La SAS Agri Flandre énergie est d’abord familiale : les deux jeunes agriculteurs sont apparentés aux familles Wyckaert et Devynck lesquelles forment elles-mêmes deux GAEC (Groupement Agricole d’Exploitation en Commun) spécialisés dans la polyculture et l’élevage de bovins. Les deux familles partagent le matériel depuis plusieurs générations et sont de taille comparable, avec une centaine d’hectares. Le partage ira jusqu’aux déchets et inclura désormais l’énergie produite par ces derniers grâce à cette unité de méthanisation et son digesteur. Celui-ci traitera près de 11 000 tonnes de déchets par an (25 tonnes/jour), répartis en 60% d’effluents d’élevage et 40% de coproduits de légumes et de déchets verts. Tout le monde s’y retrouve : Bonduelle avec ses “restes”, la commune (la tonte de 11 hectares de pelouse) et les agriculteurs, souvent submergés par le fumier. Soit 2 millions d’euros d’investissement, dont un quart de subventions.

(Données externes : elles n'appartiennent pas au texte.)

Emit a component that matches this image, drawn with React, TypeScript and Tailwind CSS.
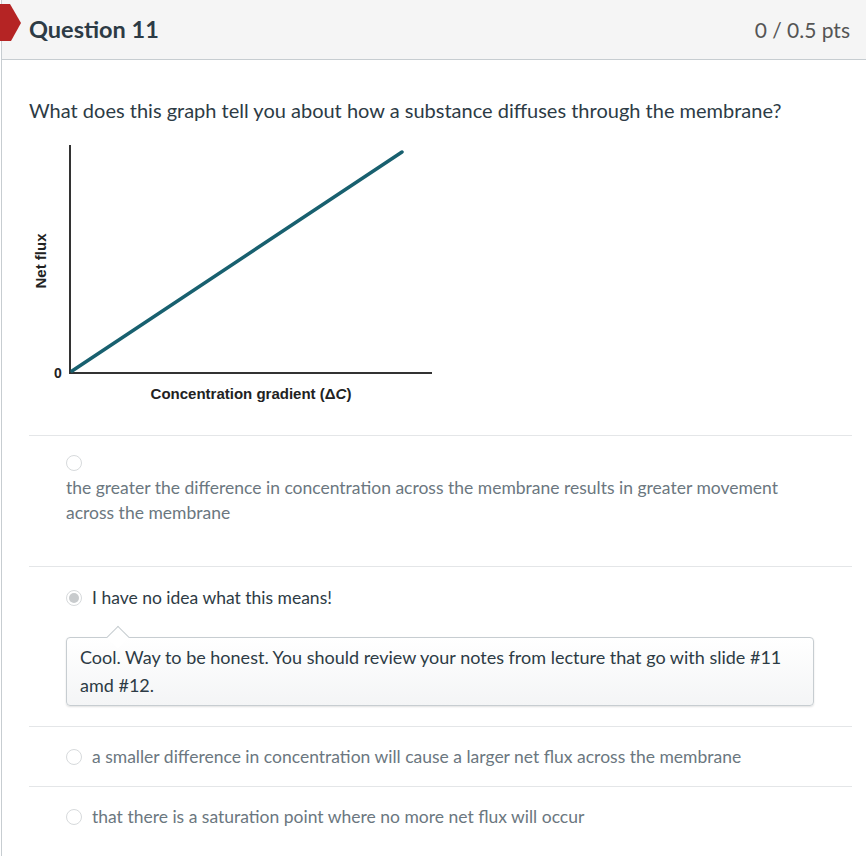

L’installation réside dans un digesteur de 2 000 m3 qui valorisera les déchets, stockés durant 40 jours dans un espace à 40 degrés, sous forme de méthane, lui-même brûlé pour produire de l’électricité (2 mégawatts prévus à 28 cents le kWatt, soit le tiers des habitants de la commune de Renescure) qui sera vendue à EDF. Une récupération de 80% du biogaz produit donne l’équilibre de l’unité de production. Dans le digestat, les promoteurs du projet récupéreront également les éléments fertilisant. “Grâce à ça, on divise par trois nos achats d’intrants“, se félicite Jacques Wyckaert. Cette installation permettra d’épargner 1 000 tonnes de CO2. La chaleur produite réduira aussi la facture énergétique des bureaux. “L’écodéveloppement est une nécessité. Avec la loi sur la transition énergétique, on franchit encore une marche“, a expliqué Hervé Pignon, directeur régional de l’ADEME qui a financé l’installation à hauteur de 437 000 euros (des fonds “chaleur et énergie renouvelables”) sur un investissement total de 2 millions d’euros. L’initiative a donné des idées à Hazebrouck où un projet est en cours, “qui en est à ses tout débuts“ indique le maire de la ville, Bernard Debaecker. Seule différence, le site est totalement urbain et sa destination est de fournir de la chaleur. “Il y a une vingtaine d’installations de ce type aujourd’hui dans la région. Ce sera très probablement une centaine dans dix ans. C’est encourageant quand on sait que 75% de nos déchets viennent du monde agricole”, pronostique Hervé Pignon.